Procurada pela reportagem, a mãe não quis comentar a versão do filho. "Não tenho nada contra a escolha. Mas aceitar (a orientação do filho) depende da minha religião", disse ela.

O episódio familiar é um dos lados de uma realidade de intolerância presente em Minas Gerais. Balanço do Grupo Gay da Bahia (GGB) revela aumento no número de assassinatos de LGBTs no Estado: 18 LGBTs foram mortos em 2010, enquanto 21 foram assassinados no ano passado. O aumento foi de 16%. "A homofobia é tão impregnada que há mães que preferem que o filho seja bandido ou morra a ser gay", avalia o antropólogo Luiz Mott, fundador do GGB. O levantamento refere-se apenas a assassinatos.

Amigos organizam festa em apoio a jovem
Foi no boca a boca que a agressão homofóbica sofrida pelo estudante virou assunto na capital.

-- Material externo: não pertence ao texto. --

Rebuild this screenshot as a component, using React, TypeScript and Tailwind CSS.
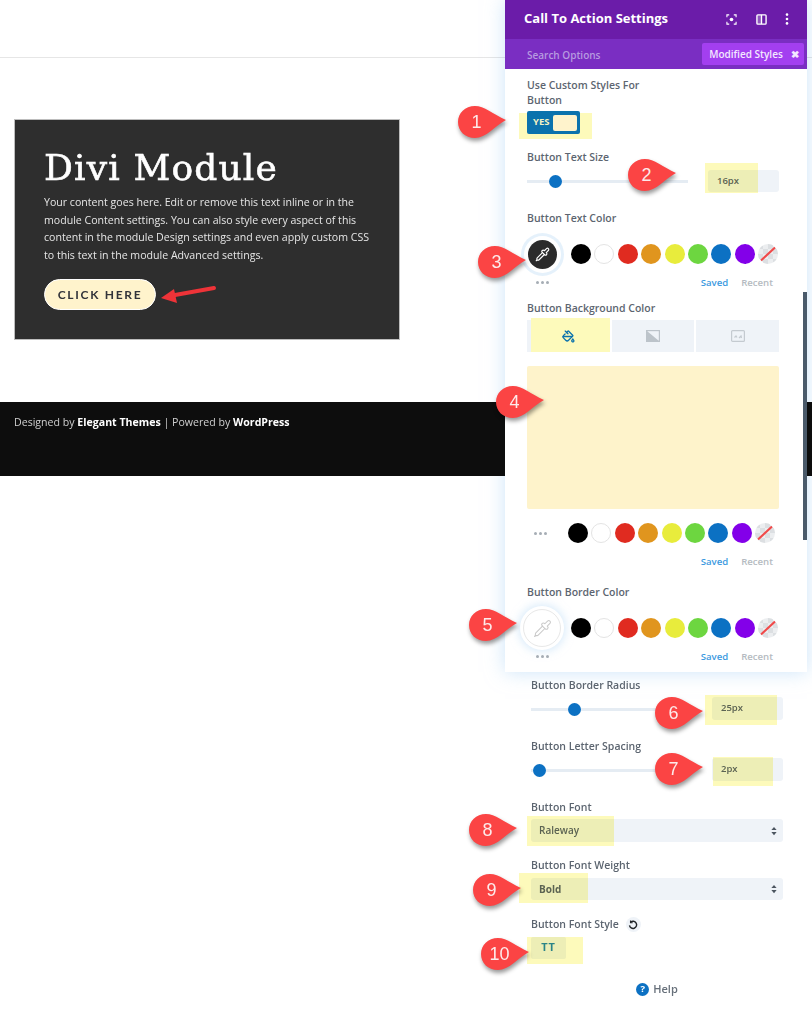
import React from "react";
import { Pipette, PaintBucket } from "lucide-react";

const swatchColors = ["bg-[#000000]", "bg-white border border-[#e4e4e4]", "bg-[#e02b20]", "bg-[#e0951e]", "bg-[#e8ec3c]", "bg-[#6dd640]", "bg-[#0c71c3]", "bg-[#8300e9]"];

function Label({ children, className = "" }: { children: React.ReactNode; className?: string }) {
  return <div className={`h-[15px] text-[10.5px] leading-[15px] font-semibold text-[#5c6570] whitespace-nowrap ${className}`}>{children}</div>;
}

function Swatches() {
  return (
    <div className="flex gap-[3.4px]">
      {swatchColors.map((c) => (
        <div key={c} className={`w-5 h-5 rounded-full ${c}`} />
      ))}
      <div className="w-5 h-5 rounded-full bg-[#eceef0] overflow-hidden">
        <svg viewBox="0 0 20 20" className="w-5 h-5">
          <path d="M0 0H5V5H0ZM10 0H15V5H10ZM5 5H10V10H5ZM15 5H20V10H15ZM0 10H5V15H0ZM10 10H15V15H10ZM5 15H10V20H5ZM15 15H20V20H15Z" fill="#dcdfe2" />
          <line x1="3" y1="16.5" x2="17" y2="3.5" stroke="#f04a4a" strokeWidth="2.2" />
        </svg>
      </div>
    </div>
  );
}

function Dots({ className = "" }: { className?: string }) {
  return (
    <div className={`flex gap-[2px] ${className}`}>
      <span className="w-[3px] h-[3px] rounded-full bg-[#a6adb5]" />
      <span className="w-[3px] h-[3px] rounded-full bg-[#a6adb5]" />
      <span className="w-[3px] h-[3px] rounded-full bg-[#a6adb5]" />
    </div>
  );
}

function SavedRecent() {
  return (
    <div className="flex gap-[13px] pr-[6px] pt-[1px] text-[9.6px] font-semibold leading-4">
      <span className="text-[#3c9ae0]">Saved</span>
      <span className="text-[#b5bbc1]">Recent</span>
    </div>
  );
}

function Slider({ value, knob }: { value: string; knob: string }) {
  return (
    <div className="flex items-center gap-5 h-full">
      <div className="relative flex-1 h-[3px] mt-[1px] bg-[#e5ecf3]">
        <div className={`absolute top-[-5px] w-[13px] h-[13px] rounded-full bg-[#0c71c3] ${knob}`} />
      </div>
      <div className="w-[71px] h-full rounded-[3px] bg-[#eff3f8] pl-[9px] text-[9.5px] font-semibold text-[#5c6570] flex items-center">{value}</div>
    </div>
  );
}

function Select({ value, bold }: { value: string; bold?: boolean }) {
  return (
    <div className={`h-full rounded-[3px] bg-[#eff3f8] pl-2 pr-[6px] flex items-center justify-between text-[10px] text-[#5c6570] ${bold ? "font-bold" : "font-semibold"}`}>
      <span>{value}</span>
      <svg viewBox="0 0 8 12" className="w-[6px] h-[10px]" fill="#4c5560">
        <path d="M4 0.5 7.5 4.8H0.5Z M4 11.5 7.5 7.2H0.5Z" />
      </svg>
    </div>
  );
}

function Marker({ n, pos }: { n: number; pos: string }) {
  return (
    <div className={`absolute w-[48px] h-[32px] ${pos}`}>
      <svg viewBox="0 0 48 32" className="absolute inset-0 w-[48px] h-[32px] overflow-visible drop-shadow-[1px_3px_2px_rgba(0,0,0,0.4)]">
        <path d="M17 0C26 0 35 8 48 14C37 20 28 32 17 32C7 32 0 25 0 16C0 7 7 0 17 0Z" fill="#fb4444" />
      </svg>
      <span className="absolute left-0 top-0 w-[37px] h-[32px] flex items-center justify-center text-[18px] text-[#fdeaea] font-['Liberation_Sans',sans-serif]">{n}</span>
    </div>
  );
}

function Hl({ pos }: { pos: string }) {
  return <div className={`absolute bg-[#fdfabb] mix-blend-multiply ${pos}`} />;
}

export default function App() {
  return (
    <div className="relative w-[812px] h-[1024px] overflow-hidden bg-white font-['Open_Sans',sans-serif]">
      {/* page */}
      <div className="h-[58px] border-b border-[#e6e6e6]" />
      <div className="mt-[61px] ml-[14px] w-[386px] h-[221px] bg-[#2e2e2e] border border-[#bdbdbd] pl-[29px] pt-[25px]">
        <div className="font-['DejaVu_Serif',serif] text-[36px] leading-[46px] text-white tracking-[1.15px] [-webkit-text-stroke:0.6px_white] whitespace-nowrap">Divi Module</div>
        <div className="mt-[3px] text-[10.6px] leading-[17.5px] text-[#e6e6e6] whitespace-nowrap">
          <div>Your content goes here. Edit or remove this text inline or in the</div>
          <div>module Content settings. You can also style every aspect of this</div>
          <div>content in the module Design settings and even apply custom CSS</div>
          <div>to this text in the module Advanced settings.</div>
        </div>
        <div className="mt-[15px] w-[112px] h-[31px] rounded-full bg-[#fff3cc] border border-white flex items-center justify-center text-[12px] font-bold tracking-[1.7px] text-[#33343a] font-['Lato',sans-serif]">CLICK HERE</div>
      </div>
      <div className="mt-[62px] h-[74px] bg-[#0d0d0d] pl-[14px] pt-[12px] text-[10.6px] leading-4 text-[#cfcfcf] whitespace-nowrap">
        Designed by <b className="text-white">Elegant Themes</b> | Powered by <b className="text-white">WordPress</b>
      </div>

      {/* soft glow of the modal: shows on the white page only */}
      <div className="absolute left-[505px] top-0 w-[302px] h-[672px] shadow-[0_0_18px_rgba(170,210,245,0.6)] mix-blend-multiply" />

      {/* settings modal */}
      <div className="absolute left-[505px] top-0 w-[307px] flex flex-col">
        <div className="relative w-[302px] h-[672px] bg-white">
          <div className="h-[39px] bg-[#6b1ca9] pl-[19px] pr-[18px] pb-[1px] flex items-center justify-between text-white">
            <span className="text-[13px] font-bold">Call To Action Settings</span>
            <div className="flex items-center">
              <svg viewBox="0 0 12 12" className="w-[11px] h-[11px]" fill="none" stroke="white" strokeWidth="1.2">
                <path d="M1 3.5V1H3.5M8.5 1H11V3.5M11 8.5V11H8.5M3.5 11H1V8.5" />
                <circle cx="6" cy="6" r="2" fill="white" stroke="none" />
              </svg>
              <svg viewBox="0 0 12 12" className="ml-[19px] w-[11px] h-[11px]" fill="none" stroke="white" strokeWidth="1.5">
                <rect x="1" y="1" width="10" height="10" rx="1" />
                <path d="M6 1V11" />
                <rect x="1" y="1" width="5" height="10" fill="white" fillOpacity="0.25" stroke="none" />
              </svg>
              <svg viewBox="0 0 4 12" className="ml-[18px] w-[4px] h-[12px]" fill="white">
                <circle cx="2" cy="1.6" r="1.3" />
                <circle cx="2" cy="6" r="1.3" />
                <circle cx="2" cy="10.4" r="1.3" />
              </svg>
            </div>
          </div>
          <div className="h-[30px] bg-[#7a2ec2] pl-[22px] pr-[3px] flex items-center justify-between">
            <span className="pt-[2px] text-[10px] font-semibold text-[#b79ae0]">Search Options</span>
            <div className="w-[102px] h-[22px] rounded-[2px] bg-[#a33ff0] flex items-center justify-center gap-[8px] pl-[2px] text-[10px] font-semibold text-[#f3e8ff]">
              <span>Modified Styles</span>
              <span className="text-[10px] font-bold">✖</span>
            </div>
          </div>

          <div className="pl-[22px] pr-[28px] pt-[9px] flex flex-col">
            <Label>Use Custom Styles For</Label>
            <Label>Button</Label>
            <div className="relative z-10 mt-[3px] w-[53px] h-[23px] rounded-[2px] bg-[#0b72ad] flex items-center pl-[6px] pr-[3px] justify-between">
              <span className="text-[9.5px] font-bold text-[#f5f3c4]">YES</span>
              <span className="w-[24px] h-[16px] rounded-[2px] bg-[#fff3cc]" />
            </div>

            <Label className="mt-[16px]">Button Text Size</Label>
            <div className="mt-[5px] h-[22px]">
              <Slider value="16px" knob="left-[22px]" />
            </div>

            <Label className="mt-[19px]">Button Text Color</Label>
            <div className="mt-[8px] h-[40px] flex items-center">
              <div className="ml-[1px] w-[29px] h-[29px] rounded-full bg-[#2b2b2b] shadow-[0_0_0_4px_white,0_0_0_7px_rgba(190,220,245,0.4)] flex items-center justify-center text-white">
                <Pipette size={15} strokeWidth={1.8} />
              </div>
              <div className="ml-[14px]">
                <Swatches />
              </div>
            </div>
            <div className="h-4 flex items-center justify-between">
              <Dots className="ml-[9px]" />
              <SavedRecent />
            </div>

            <Label className="mt-[11px]">Button Background Color</Label>
            <div className="mt-[4px] h-[32px] flex gap-[2px]">
              <div className="relative flex-1 bg-[#eff3f8] flex items-center justify-center text-[#0b72ad]">
                <div className="absolute left-[4px] right-0 top-[-2px] bottom-0 bg-[#fdfabb]" />
                <PaintBucket size={13} strokeWidth={2.4} className="relative" />
              </div>
              <div className="flex-1 bg-[#eff3f8] flex items-center justify-center">
                <svg viewBox="0 0 14 12" className="w-[14px] h-[12px]">
                  <rect x="0.6" y="0.6" width="12.8" height="10.8" fill="none" stroke="#bcc3ca" strokeWidth="1.2" />
                  <path d="M1 1 13 11H1Z" fill="#bcc3ca" />
                </svg>
              </div>
              <div className="flex-1 bg-[#eff3f8] flex items-center justify-center">
                <svg viewBox="0 0 14 12" className="w-[14px] h-[12px]" fill="none" stroke="#c4cad0" strokeWidth="1.2">
                  <rect x="0.6" y="0.6" width="12.8" height="10.8" rx="1" />
                  <path d="M3.5 7.5 5 6 6 7.5M8 8 10 6 10.5 8" />
                </svg>
              </div>
            </div>
            <div className="mt-[14px] h-[143px] bg-[#fef3cb] rounded-[2px]" />
            <div className="mt-[14px] h-5 flex items-center">
              <Dots className="ml-[7px]" />
              <div className="ml-[21px]">
                <Swatches />
              </div>
            </div>
            <div className="mt-[10px] h-4 flex justify-end">
              <SavedRecent />
            </div>

            <Label className="mt-[16px]">Button Border Color</Label>
            <div className="mt-[8px] h-[40px] flex items-center">
              <div className="ml-[-4px] w-[38px] h-[38px] rounded-full bg-white border border-[#e8e8e8] shadow-[0_0_0_3px_white,0_0_8px_5px_rgba(190,220,245,0.55)] flex items-center justify-center text-[#c9c9c9]">
                <Pipette size={19} strokeWidth={1.3} />
              </div>
              <div className="ml-[10px]">
                <Swatches />
              </div>
            </div>
            <div className="h-4 flex items-center justify-between">
              <Dots className="ml-[9px]" />
              <SavedRecent />
            </div>
          </div>

          {/* scrollbar */}
          <div className="absolute right-0 top-[292px] w-[4px] h-[248px] bg-[#4a5a6a]" />
        </div>

        <div className="pl-[26px] pr-[29px] pt-[6px] flex flex-col">
          <Label>Button Border Radius</Label>
          <div className="mt-[4px] h-[23px]">
            <Slider value="25px" knob="left-[37px]" />
          </div>
          <Label className="mt-[19px]">Button Letter Spacing</Label>
          <div className="mt-[4px] h-[23px]">
            <Slider value="2px" knob="left-[2px]" />
          </div>
          <Label className="mt-[19px]">Button Font</Label>
          <div className="mt-[4px] h-[23px]">
            <Select value="Raleway" />
          </div>
          <Label className="mt-[16px]">Button Font Weight</Label>
          <div className="mt-[5px] h-[22px]">
            <Select value="Bold" bold />
          </div>
          <div className="mt-[17px] flex items-center gap-[7px]">
            <Label>Button Font Style</Label>
            <div className="w-[15px] h-[15px] rounded-full bg-[#eff3f8] flex items-center justify-center">
              <svg viewBox="0 0 12 12" className="w-[10px] h-[10px]" fill="none" stroke="#22262a" strokeWidth="1.7">
                <path d="M3.2 2.6A4.3 4.3 0 1 1 1.8 6.4" />
                <path d="M3 0.6V3.2H5.6" strokeWidth="1.3" />
              </svg>
            </div>
          </div>
          <div className="mt-[5px] w-[35px] h-[22px] rounded-[2px] bg-[#eff3f8] pb-[1px] flex items-center justify-center text-[11px] font-bold text-[#2b87b8] tracking-[1px]">TT</div>
          <div className="mt-[22px] h-4 flex items-center justify-center gap-[4px] text-[11px] font-semibold text-[#67707a]">
            <span className="w-[13px] h-[13px] rounded-full bg-[#0c71c3] flex items-center justify-center text-[9.5px] font-bold text-white">?</span>
            <span>Help</span>
          </div>
        </div>
      </div>

      {/* highlights */}
      <div className="absolute left-[519px] top-[113px] w-[73px] h-[26px] bg-[#fdfabb]" />
      <Hl pos="left-[705px] top-[163px] w-[53px] h-[30px]" />
      <Hl pos="left-[705px] top-[695px] w-[72px] h-[30px]" />
      <Hl pos="left-[713px] top-[757px] w-[60px] h-[29px]" />
      <Hl pos="left-[527px] top-[816px] w-[87px] h-[30px]" />
      <Hl pos="left-[519px] top-[873px] w-[69px] h-[30px]" />
      <Hl pos="left-[527px] top-[937px] w-[56px] h-[27px]" />

      {/* arrow */}
      <svg viewBox="0 0 60 20" className="absolute left-[159px] top-[284px] w-[60px] h-[20px]">
        <path d="M55 4 16 11" stroke="#ee3338" strokeWidth="4" strokeLinecap="round" />
        <path d="M2 14 15 5 18 19Z" fill="#ee3338" />
      </svg>

      {/* numbered markers */}
      <Marker n={1} pos="left-[458px] top-[106px]" />
      <Marker n={2} pos="left-[628px] top-[159px]" />
      <Marker n={3} pos="left-[478px] top-[246px]" />
      <Marker n={4} pos="left-[496px] top-[386px]" />
      <Marker n={5} pos="left-[469px] top-[609px]" />
      <Marker n={6} pos="left-[655px] top-[697px]" />
      <Marker n={7} pos="left-[655px] top-[753px]" />
      <Marker n={8} pos="left-[469px] top-[814px]" />
      <Marker n={9} pos="left-[473px] top-[874px]" />
      <Marker n={10} pos="left-[481px] top-[938px]" />
    </div>
  );
}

O fato chegou ao conhecimento de amigos de amigos e rapidamente uma rede de ajuda foi formada em Belo Horizonte. Através das redes sociais, uma festa foi organizada para arrecadar fundos em apoio ao universitário, que começou ontem em um novo emprego.

"Fiquei chocado quando soube e pensei em uma forma de conseguir dinheiro para ajudar. Disseram que ele não tinha nem lugar para morar", disse o jornalista Rafael Sandim, 21, organizador da festa.

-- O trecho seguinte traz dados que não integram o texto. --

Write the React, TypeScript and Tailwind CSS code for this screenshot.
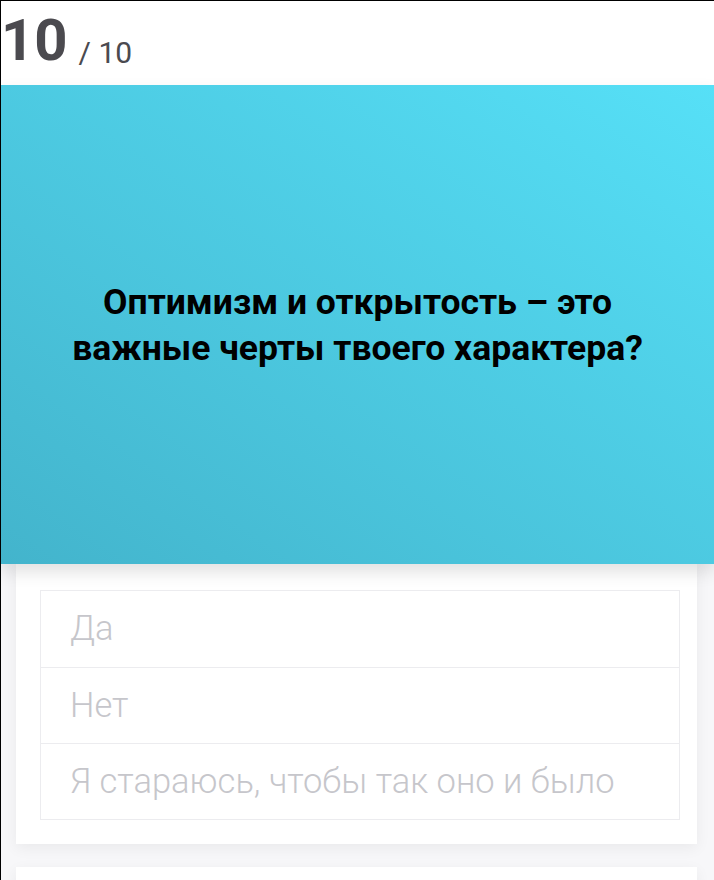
import React from 'react';

const options = ['Да', 'Нет', 'Я стараюсь, чтобы так оно и было'];

export default function App() {
  return (
    <div
      className="w-[714px] h-[880px] overflow-hidden border-t border-l border-black bg-[#f7f7f9]"
      style={{ fontFamily: 'Roboto, "Noto Sans", sans-serif' }}
    >
      {/* Header */}
      <div className="h-[84px] bg-white flex items-end pb-[16px]">
        <span className="text-[58px] leading-none font-bold text-[#4b4a4f]">10</span>
        <span className="text-[30px] leading-none text-[#4b4a4f] ml-[11px] mb-[1px]">/ 10</span>
      </div>

      {/* Question */}
      <div className="relative z-10 h-[479px] bg-gradient-to-tr from-[#43b4cc] to-[#56e0f7] flex items-center justify-center shadow-[0_8px_16px_rgba(0,0,0,0.12)]">
        <h2 className="text-[35.5px] leading-[46px] font-bold text-black text-center">
          Оптимизм и открытость – это
          <br />
          важные черты твоего характера?
        </h2>
      </div>

      {/* Answers card */}
      <div className="ml-[15px] mr-[17px] bg-white pt-[26px] pb-6 pl-6 pr-[17px] shadow-[0_4px_14px_rgba(0,0,0,0.06)]">
        <div className="border border-[#ececef]">
          {options.map((o, i) => (
            <div
              key={o}
              className={`h-[76px] flex items-center pl-[29px] text-[34.5px] font-light text-[#c6c6cb] ${i > 0 ? 'border-t border-[#ececef]' : ''}`}
            >
              {o}
            </div>
          ))}
        </div>
      </div>

      {/* Next card */}
      <div className="ml-[15px] mr-[17px] mt-[23px] h-[60px] bg-white shadow-[0_4px_14px_rgba(0,0,0,0.06)]" />
    </div>
  );
}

Minas é o quarto Estado em número de homicídios
21 LGBTs assassinados em 2011 em Minas deixam o Estado no quarto lugar entre os que mais registram mortes por atos homofóbicos. Os homicídios por intolerância ainda são em maior número na Bahia, São Paulo e Rio de Janeiro. As estatísticas podem ser ainda maiores, já que o Grupo Gay da Bahia (GGB), entidade que realiza o levantamento anual, registra apenas casos que foram divulgados pela imprensa.

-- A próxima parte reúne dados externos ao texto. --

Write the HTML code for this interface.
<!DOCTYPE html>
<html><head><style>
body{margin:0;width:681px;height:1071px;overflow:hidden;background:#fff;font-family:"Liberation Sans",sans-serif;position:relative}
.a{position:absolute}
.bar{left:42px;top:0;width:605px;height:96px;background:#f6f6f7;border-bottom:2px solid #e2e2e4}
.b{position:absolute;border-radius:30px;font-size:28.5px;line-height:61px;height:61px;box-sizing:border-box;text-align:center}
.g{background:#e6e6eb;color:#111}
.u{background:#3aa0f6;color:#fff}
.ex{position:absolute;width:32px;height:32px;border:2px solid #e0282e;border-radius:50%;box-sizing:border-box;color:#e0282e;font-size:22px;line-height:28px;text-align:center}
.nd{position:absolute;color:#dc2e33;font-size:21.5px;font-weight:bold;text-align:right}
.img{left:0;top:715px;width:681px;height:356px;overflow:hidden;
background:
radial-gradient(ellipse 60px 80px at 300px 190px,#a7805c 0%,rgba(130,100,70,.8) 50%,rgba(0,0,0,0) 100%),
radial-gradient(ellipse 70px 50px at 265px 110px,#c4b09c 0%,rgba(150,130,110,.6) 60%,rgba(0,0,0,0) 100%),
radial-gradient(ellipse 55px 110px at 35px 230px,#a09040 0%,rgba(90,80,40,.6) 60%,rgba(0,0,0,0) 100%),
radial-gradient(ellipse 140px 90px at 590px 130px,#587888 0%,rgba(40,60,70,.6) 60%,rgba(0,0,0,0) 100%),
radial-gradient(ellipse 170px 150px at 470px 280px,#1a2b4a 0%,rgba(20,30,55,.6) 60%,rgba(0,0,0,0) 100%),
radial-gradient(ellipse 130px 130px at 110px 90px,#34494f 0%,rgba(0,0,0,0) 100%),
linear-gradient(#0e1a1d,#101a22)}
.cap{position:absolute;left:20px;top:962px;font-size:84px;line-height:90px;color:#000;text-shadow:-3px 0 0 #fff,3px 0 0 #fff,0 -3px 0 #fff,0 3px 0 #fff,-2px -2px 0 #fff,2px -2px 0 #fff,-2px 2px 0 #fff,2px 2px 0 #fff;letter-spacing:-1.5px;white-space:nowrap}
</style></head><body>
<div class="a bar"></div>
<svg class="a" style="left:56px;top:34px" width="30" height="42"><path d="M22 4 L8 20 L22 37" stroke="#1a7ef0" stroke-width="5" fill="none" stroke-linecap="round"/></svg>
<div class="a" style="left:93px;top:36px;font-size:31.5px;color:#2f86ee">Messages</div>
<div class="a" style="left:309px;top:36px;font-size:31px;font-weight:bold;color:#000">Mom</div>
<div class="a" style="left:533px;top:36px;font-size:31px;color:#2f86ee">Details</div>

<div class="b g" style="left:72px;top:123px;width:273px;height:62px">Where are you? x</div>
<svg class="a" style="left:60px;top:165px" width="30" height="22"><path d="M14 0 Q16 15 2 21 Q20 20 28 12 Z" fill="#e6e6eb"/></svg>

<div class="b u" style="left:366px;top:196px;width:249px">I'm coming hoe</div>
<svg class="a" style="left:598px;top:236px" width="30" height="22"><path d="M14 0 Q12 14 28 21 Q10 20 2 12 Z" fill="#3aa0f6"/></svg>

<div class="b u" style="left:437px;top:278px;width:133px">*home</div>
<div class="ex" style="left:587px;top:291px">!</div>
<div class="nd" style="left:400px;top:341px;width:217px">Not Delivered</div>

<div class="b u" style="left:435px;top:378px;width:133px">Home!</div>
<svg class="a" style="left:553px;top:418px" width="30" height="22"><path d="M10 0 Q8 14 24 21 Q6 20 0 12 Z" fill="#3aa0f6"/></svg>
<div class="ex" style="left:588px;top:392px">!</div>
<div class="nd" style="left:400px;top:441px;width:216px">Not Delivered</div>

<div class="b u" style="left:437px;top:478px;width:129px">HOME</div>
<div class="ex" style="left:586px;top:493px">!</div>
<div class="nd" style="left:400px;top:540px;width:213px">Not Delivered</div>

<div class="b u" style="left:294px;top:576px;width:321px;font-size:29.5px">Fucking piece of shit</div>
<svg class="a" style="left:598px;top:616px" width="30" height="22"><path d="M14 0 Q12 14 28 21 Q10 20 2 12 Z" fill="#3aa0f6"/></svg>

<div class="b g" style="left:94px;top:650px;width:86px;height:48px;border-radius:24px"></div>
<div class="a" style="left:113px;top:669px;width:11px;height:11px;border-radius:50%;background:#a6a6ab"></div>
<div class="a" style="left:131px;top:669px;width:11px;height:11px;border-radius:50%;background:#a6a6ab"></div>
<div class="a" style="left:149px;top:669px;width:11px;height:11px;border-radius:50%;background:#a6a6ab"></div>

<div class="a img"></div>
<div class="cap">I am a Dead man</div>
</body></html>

O bom relacionamento entre pais e filhos LGBTs é tido como fundamental para evitar atos de violência dentro da família, segundo a integrante do grupo Mães pela Igualdade Jiçara Martins, 61. O grupo é composto por mães de LGBTs que oferecem apoio aos pais que descobrem a orientação das/dos filhas/os. "Acho que deixar a verdade prevalecer é sempre a melhor opção. Tem casos de pais que, ao saber que o filho é gay, têm reação momentânea e explodem, mas a gente tenta ajudar", disse. Além da violência física, ela relata casos comuns de agressões verbais. "Tem a violência velada, comentários, olhares. Isso pode levar uma pessoa ao suicídio", afirmou.

O maior entrave na aceitação familiar, segundo Jiçara, é o medo que os pais têm de assumir que o filho é homossexual. "Tirar os pais do armário é o mais complicado".